§ What you should do: Write again exactly the lines in the listing below, starting at the line with "Rebuild this screenshot" and ending at the line with "import React from 'react';", both included. Pictures are not copied.

==== Task input

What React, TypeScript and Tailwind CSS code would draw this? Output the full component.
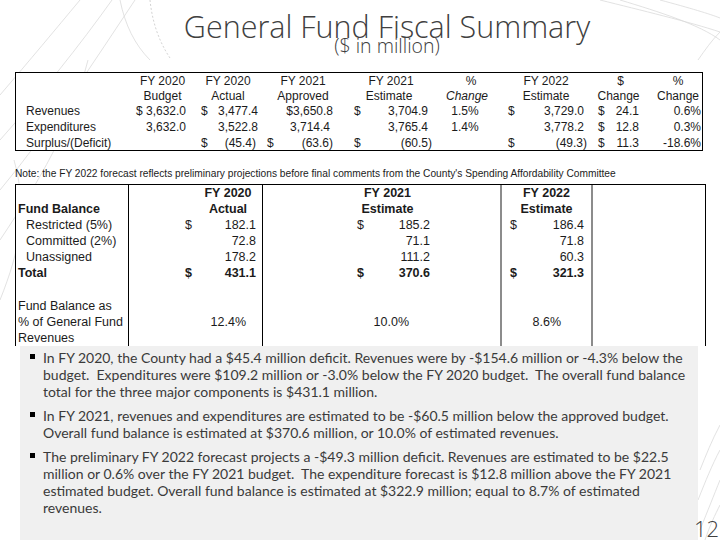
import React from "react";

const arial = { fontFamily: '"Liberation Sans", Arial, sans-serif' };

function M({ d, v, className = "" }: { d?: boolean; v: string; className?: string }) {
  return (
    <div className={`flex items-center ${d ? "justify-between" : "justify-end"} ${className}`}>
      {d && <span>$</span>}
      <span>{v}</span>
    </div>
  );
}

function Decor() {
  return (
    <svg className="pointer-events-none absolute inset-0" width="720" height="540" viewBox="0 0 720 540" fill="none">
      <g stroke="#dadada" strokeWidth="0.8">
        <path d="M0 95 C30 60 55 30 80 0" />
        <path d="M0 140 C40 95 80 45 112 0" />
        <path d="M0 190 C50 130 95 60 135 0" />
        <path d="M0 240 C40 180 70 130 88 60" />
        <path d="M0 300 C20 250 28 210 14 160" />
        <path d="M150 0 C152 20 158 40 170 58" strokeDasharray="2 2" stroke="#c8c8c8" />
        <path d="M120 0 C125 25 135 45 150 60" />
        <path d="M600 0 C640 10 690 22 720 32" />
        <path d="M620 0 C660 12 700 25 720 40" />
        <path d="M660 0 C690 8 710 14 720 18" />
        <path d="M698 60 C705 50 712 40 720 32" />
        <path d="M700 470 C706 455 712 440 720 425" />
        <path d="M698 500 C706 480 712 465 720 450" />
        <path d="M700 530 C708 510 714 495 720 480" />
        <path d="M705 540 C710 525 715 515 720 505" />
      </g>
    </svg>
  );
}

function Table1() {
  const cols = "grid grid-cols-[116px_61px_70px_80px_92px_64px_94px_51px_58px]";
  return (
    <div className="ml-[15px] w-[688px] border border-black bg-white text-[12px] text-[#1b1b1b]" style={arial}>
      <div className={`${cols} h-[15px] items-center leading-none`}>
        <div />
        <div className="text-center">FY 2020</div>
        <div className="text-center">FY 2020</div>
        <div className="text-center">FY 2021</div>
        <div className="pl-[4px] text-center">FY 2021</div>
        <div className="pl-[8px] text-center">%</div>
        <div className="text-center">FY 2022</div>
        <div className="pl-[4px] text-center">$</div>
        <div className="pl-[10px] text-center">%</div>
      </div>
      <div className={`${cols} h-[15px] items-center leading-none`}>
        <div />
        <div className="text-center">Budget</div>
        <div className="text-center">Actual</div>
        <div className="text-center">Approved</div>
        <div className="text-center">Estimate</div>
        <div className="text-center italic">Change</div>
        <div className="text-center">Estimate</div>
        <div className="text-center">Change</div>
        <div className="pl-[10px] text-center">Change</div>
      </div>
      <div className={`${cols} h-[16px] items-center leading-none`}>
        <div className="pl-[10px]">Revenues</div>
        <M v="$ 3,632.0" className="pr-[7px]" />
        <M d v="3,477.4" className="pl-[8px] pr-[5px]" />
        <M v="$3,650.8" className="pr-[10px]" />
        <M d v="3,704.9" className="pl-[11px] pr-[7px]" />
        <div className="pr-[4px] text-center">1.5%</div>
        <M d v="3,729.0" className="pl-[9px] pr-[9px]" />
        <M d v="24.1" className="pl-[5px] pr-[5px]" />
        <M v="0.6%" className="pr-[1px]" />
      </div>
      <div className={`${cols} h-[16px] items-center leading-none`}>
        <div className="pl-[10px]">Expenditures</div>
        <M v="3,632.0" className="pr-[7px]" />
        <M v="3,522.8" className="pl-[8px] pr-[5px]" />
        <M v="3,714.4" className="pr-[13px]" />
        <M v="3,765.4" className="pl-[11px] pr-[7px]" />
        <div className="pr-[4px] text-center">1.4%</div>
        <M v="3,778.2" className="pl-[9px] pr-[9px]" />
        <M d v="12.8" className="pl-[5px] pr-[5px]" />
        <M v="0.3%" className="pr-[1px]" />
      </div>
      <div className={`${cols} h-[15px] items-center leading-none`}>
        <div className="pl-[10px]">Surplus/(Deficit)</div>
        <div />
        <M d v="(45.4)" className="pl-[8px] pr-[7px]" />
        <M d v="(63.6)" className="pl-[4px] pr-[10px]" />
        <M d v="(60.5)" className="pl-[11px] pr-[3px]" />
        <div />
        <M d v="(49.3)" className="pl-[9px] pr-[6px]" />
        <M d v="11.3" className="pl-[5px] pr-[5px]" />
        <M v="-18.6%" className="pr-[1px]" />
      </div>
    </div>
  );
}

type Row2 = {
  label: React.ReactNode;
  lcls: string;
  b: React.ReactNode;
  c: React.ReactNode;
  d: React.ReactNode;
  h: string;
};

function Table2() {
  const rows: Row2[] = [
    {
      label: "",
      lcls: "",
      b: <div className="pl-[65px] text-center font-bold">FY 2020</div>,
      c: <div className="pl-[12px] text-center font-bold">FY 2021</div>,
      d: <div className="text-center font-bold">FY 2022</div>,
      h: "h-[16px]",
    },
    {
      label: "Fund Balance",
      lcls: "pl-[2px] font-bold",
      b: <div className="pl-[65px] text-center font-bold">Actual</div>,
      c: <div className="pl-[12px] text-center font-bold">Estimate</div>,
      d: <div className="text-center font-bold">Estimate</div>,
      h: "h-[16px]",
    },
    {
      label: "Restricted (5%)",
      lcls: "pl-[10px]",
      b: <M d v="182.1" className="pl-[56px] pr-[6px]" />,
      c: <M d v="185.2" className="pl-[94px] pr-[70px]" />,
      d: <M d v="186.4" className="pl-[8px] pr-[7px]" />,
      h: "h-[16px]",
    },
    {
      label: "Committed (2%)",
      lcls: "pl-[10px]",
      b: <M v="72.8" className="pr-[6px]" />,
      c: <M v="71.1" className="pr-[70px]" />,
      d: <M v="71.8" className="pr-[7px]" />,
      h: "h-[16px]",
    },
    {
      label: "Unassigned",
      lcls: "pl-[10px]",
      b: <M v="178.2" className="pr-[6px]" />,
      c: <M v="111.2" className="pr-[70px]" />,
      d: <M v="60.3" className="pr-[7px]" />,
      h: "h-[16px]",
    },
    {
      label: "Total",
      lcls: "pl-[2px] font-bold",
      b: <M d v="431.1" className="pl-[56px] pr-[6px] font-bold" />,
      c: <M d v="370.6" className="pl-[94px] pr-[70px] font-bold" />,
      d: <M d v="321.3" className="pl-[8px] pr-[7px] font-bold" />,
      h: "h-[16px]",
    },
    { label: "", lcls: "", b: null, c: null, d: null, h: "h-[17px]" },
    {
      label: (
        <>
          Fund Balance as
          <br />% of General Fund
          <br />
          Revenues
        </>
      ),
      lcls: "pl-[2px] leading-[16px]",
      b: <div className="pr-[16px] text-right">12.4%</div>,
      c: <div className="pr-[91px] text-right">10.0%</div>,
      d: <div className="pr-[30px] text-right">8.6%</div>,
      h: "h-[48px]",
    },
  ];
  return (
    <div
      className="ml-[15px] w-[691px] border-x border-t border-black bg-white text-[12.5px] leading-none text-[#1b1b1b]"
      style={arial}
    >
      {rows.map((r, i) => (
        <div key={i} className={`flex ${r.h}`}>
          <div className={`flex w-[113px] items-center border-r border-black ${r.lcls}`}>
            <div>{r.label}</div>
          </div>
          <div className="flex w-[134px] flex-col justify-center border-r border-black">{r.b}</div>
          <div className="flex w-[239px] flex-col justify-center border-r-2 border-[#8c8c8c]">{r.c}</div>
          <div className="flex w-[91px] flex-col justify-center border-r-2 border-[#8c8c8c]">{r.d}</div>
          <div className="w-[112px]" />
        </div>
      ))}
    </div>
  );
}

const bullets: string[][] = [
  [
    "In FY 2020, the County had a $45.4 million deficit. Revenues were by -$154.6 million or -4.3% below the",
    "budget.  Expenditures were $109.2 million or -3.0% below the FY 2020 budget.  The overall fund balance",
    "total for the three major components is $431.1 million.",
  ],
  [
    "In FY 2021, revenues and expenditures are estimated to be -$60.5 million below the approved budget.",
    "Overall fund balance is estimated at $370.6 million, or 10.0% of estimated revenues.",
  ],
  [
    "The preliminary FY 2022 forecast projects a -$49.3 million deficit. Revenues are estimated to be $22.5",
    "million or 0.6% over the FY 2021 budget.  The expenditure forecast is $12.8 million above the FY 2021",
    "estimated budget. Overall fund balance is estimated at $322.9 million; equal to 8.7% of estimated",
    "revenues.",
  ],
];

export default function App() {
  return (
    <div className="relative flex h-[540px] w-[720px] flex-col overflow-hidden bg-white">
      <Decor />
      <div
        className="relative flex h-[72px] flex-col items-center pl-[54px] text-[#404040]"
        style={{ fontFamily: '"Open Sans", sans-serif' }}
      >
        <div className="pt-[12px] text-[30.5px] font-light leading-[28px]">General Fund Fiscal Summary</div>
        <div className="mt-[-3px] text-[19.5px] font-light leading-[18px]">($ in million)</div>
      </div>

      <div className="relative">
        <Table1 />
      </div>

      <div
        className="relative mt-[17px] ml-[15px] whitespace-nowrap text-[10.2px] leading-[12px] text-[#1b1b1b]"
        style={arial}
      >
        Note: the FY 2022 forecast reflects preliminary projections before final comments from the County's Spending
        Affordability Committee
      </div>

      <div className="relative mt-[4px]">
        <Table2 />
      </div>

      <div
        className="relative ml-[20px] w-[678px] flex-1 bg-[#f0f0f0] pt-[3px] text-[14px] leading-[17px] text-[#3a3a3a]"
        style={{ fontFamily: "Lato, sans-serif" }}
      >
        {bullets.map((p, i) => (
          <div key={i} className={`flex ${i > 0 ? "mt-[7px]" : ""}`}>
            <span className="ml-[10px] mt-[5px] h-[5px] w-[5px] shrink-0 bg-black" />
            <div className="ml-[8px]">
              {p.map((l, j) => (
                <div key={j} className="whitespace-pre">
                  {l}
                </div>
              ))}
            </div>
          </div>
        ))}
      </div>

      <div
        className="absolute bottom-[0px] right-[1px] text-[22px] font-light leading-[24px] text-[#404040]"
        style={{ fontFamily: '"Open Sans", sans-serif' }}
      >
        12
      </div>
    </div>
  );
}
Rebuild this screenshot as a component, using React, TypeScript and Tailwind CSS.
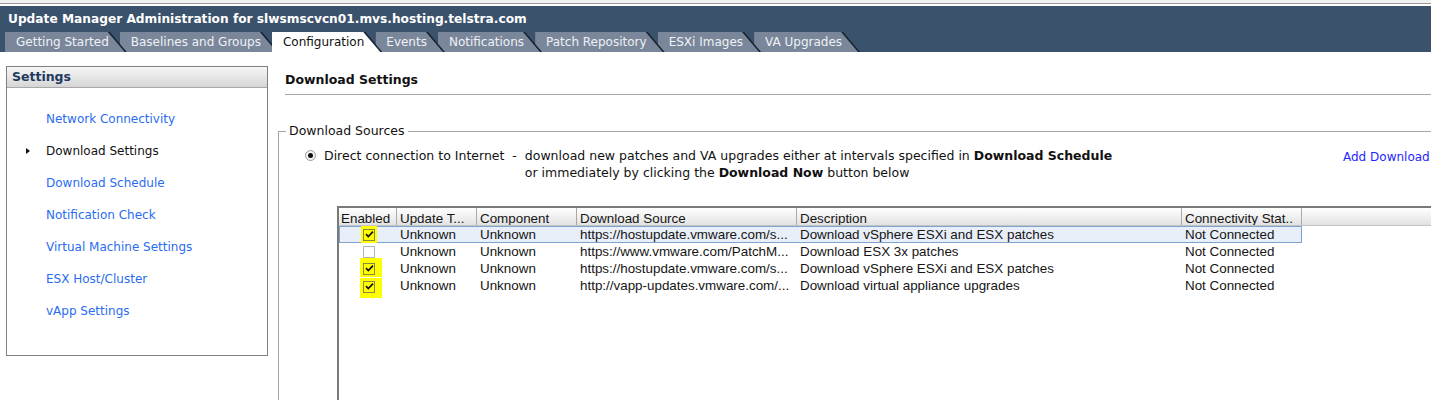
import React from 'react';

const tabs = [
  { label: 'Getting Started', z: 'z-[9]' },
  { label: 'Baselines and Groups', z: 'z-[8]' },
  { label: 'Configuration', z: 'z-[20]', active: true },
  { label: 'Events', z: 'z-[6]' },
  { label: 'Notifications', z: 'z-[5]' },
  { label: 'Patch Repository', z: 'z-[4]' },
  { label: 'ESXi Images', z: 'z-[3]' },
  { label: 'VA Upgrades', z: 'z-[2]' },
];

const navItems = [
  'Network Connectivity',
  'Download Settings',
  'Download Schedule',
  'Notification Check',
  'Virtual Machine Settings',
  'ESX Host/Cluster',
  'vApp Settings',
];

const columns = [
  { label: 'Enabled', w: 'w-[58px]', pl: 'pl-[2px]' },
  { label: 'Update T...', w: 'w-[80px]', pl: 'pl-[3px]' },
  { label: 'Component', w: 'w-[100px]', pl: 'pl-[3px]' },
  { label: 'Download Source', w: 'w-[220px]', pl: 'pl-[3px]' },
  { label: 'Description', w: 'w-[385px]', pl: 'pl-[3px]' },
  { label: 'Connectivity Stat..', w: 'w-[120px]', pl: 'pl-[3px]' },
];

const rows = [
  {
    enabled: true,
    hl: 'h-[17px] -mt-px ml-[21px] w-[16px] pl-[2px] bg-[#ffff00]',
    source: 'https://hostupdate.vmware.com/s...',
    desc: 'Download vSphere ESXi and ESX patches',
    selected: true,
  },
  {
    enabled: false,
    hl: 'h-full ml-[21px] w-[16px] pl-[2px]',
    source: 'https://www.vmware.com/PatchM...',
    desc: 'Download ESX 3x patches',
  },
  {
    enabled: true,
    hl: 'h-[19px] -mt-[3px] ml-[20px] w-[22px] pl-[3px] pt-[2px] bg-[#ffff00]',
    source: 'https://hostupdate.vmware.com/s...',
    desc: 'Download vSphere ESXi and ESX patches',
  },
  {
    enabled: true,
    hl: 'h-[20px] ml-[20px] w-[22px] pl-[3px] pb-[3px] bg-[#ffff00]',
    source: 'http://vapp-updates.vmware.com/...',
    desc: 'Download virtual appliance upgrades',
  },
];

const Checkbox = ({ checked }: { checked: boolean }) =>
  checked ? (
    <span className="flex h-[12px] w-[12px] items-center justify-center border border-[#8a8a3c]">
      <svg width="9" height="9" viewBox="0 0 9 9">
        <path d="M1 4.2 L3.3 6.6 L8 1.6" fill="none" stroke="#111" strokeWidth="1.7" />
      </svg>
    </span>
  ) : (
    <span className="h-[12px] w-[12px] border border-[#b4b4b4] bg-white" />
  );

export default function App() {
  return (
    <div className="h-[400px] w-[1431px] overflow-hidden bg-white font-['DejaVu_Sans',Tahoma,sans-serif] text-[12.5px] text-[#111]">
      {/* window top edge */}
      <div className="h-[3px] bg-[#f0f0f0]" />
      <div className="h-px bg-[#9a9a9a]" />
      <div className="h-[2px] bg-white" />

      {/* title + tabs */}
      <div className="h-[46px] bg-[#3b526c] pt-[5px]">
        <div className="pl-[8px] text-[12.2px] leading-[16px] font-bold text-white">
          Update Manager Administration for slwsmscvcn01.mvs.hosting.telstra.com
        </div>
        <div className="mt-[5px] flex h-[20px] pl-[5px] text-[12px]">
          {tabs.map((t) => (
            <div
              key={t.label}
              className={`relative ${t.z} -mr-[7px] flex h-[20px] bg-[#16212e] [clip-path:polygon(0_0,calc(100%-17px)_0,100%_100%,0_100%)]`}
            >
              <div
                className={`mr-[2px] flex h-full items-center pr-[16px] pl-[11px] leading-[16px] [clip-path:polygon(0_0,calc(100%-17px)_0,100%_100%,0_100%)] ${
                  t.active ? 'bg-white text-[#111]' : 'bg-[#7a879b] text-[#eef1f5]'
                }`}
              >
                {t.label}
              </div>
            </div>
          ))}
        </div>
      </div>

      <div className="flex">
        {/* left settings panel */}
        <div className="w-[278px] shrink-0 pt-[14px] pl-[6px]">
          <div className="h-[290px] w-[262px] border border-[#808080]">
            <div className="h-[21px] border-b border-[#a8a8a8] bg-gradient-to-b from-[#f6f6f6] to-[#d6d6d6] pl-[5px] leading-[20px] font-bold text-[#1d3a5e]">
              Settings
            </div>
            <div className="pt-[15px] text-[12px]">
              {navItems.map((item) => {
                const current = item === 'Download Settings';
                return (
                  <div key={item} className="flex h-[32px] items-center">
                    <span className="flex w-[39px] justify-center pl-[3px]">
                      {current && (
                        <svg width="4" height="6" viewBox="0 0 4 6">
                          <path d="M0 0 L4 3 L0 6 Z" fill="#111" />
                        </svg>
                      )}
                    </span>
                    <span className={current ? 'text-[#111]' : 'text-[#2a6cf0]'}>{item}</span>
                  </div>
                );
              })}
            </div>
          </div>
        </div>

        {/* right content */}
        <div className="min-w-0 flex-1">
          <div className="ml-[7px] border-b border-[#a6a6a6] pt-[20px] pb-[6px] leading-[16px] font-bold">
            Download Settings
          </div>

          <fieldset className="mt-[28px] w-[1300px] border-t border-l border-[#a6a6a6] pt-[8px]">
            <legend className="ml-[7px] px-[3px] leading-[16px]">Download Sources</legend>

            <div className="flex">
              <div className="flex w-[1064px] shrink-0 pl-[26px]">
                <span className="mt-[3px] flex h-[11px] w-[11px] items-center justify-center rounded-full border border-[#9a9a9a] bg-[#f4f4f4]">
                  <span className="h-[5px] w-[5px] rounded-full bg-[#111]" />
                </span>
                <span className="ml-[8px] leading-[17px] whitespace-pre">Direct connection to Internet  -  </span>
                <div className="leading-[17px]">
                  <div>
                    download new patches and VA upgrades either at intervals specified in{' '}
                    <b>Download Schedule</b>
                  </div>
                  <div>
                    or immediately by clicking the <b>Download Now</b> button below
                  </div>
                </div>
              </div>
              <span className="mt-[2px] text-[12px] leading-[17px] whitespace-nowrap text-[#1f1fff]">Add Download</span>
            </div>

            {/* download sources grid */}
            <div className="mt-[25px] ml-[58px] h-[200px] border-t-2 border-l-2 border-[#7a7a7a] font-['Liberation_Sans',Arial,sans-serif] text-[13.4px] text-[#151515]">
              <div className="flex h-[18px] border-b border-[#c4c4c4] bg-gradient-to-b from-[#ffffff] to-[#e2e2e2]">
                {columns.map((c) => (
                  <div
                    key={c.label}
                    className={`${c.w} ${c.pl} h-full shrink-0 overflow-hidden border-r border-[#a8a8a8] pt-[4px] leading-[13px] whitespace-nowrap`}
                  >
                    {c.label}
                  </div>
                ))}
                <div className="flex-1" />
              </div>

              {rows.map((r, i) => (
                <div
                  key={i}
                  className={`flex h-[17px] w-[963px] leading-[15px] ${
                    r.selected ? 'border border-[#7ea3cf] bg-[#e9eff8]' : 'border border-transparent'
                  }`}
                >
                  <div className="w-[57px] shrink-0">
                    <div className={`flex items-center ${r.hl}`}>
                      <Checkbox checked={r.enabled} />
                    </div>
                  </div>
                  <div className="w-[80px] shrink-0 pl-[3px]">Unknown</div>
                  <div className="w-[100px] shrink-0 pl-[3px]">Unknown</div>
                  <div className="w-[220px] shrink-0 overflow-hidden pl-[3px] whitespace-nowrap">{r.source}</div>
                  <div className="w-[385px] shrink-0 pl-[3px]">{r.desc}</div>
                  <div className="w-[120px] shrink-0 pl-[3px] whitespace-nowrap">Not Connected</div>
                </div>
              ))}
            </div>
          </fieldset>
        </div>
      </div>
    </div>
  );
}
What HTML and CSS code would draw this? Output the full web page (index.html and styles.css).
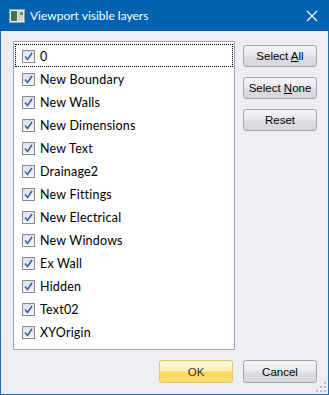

========

§ Solved problem:
Rebuild this screenshot as a component, using React, TypeScript and Tailwind CSS.
import React from 'react';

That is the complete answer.